Turkish ministers rebuff Sarkozy over Armenia 'genocide'

AFP , Friday 7 Oct 2011

Ankara rejects French President's call for Turkey to recognise World War I-era massacres of Armenians as genocide, accusing him of using the issue for domestic political gains

Turkey rejected French President Nicolas Sarkozy's call Friday for it to recognise the World War I-era massacres of Armenians as genocide.

"It would be better ... if Monsieur Sarkozy abandons the role of historian and puts his mind to getting his country out of the economic gulf in which it finds itself and comes up with plans for the future of the European Union," European Affairs Minister Egemen Bagis said.

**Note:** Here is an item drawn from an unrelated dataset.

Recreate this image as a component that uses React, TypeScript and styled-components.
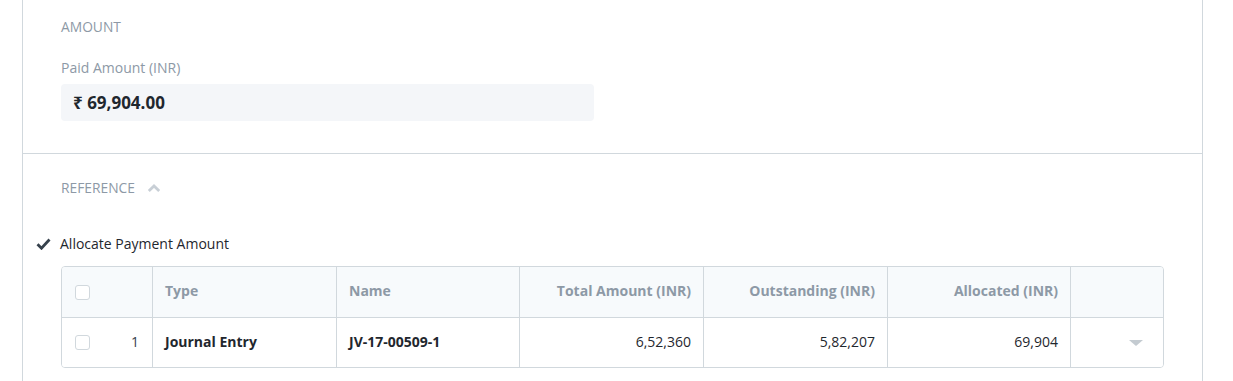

"Our mission, as politicians, is not to define the past or past events. It is to define the future," he added on a visit to Sarajevo, quoted by the Anatolia news agency.

Bagis accused Sarkozy of exploiting the Armenia question for electoral reasons, saying, "he probably adopted this stance after being frightened by the latest opinion polls in France."

Foreign Minister Ahmet Davutoglu also accused Sarkozy of "political opportunism" linked to French presidential elections next year.

"Those who tell Turkey to reconcile with its past should first look in a mirror," he said, referring to France's colonial past.

Earlier Friday, Sarkozy urged Turkey to recognise, within a "very brief" period, the 1915 massacres of Armenians under Turkish Ottoman rule as genocide.

"From 1915 to 2011, it seems to be enough (time) for reflection," Sarkozy told reporters in Yerevan on the second day of his visit to Armenia.

On Thursday, he had urged Turkey to "revisit its history" calling its refusal to recognise the deaths of hundreds of thousands of Armenians as genocide as "unacceptable".

French Interior Minister Claude Gueant, in Ankara to sign a security agreement, told journalists not to "overinterpret" Sarkozy's remarks, saying he had set Turkey no deadline.

Asked how Paris would react if Turkey were to recognise the colonial repression in Algeria as genocide, Gueant said Sarkozy had been in Algeria and expressed himself in strong terms "on this painful moment of our past.

"He has turned the page."

Sarkozy already angered Turkey ahead of his election in 2007 by backing a law aimed at prosecuting those who denied genocide, although the French lower house of parliament later rejected the measure.

The Armenian diaspora in France is estimated at around 500,000 people.

Armenians say that up to 1.5 million of their kin fell victim to genocide during World War I under the Ottoman Empire.

Turkey counters that 300,000 to 500,000 Armenians and at least as many Turks died in civil strife when Armenians rose up against their Ottoman rulers and sided with invading Russian forces.

Gueant earlier signed an accord under which France and Turkey would cooperate in cracking down on separatist militants of the Kurdistan Workers Party (PKK).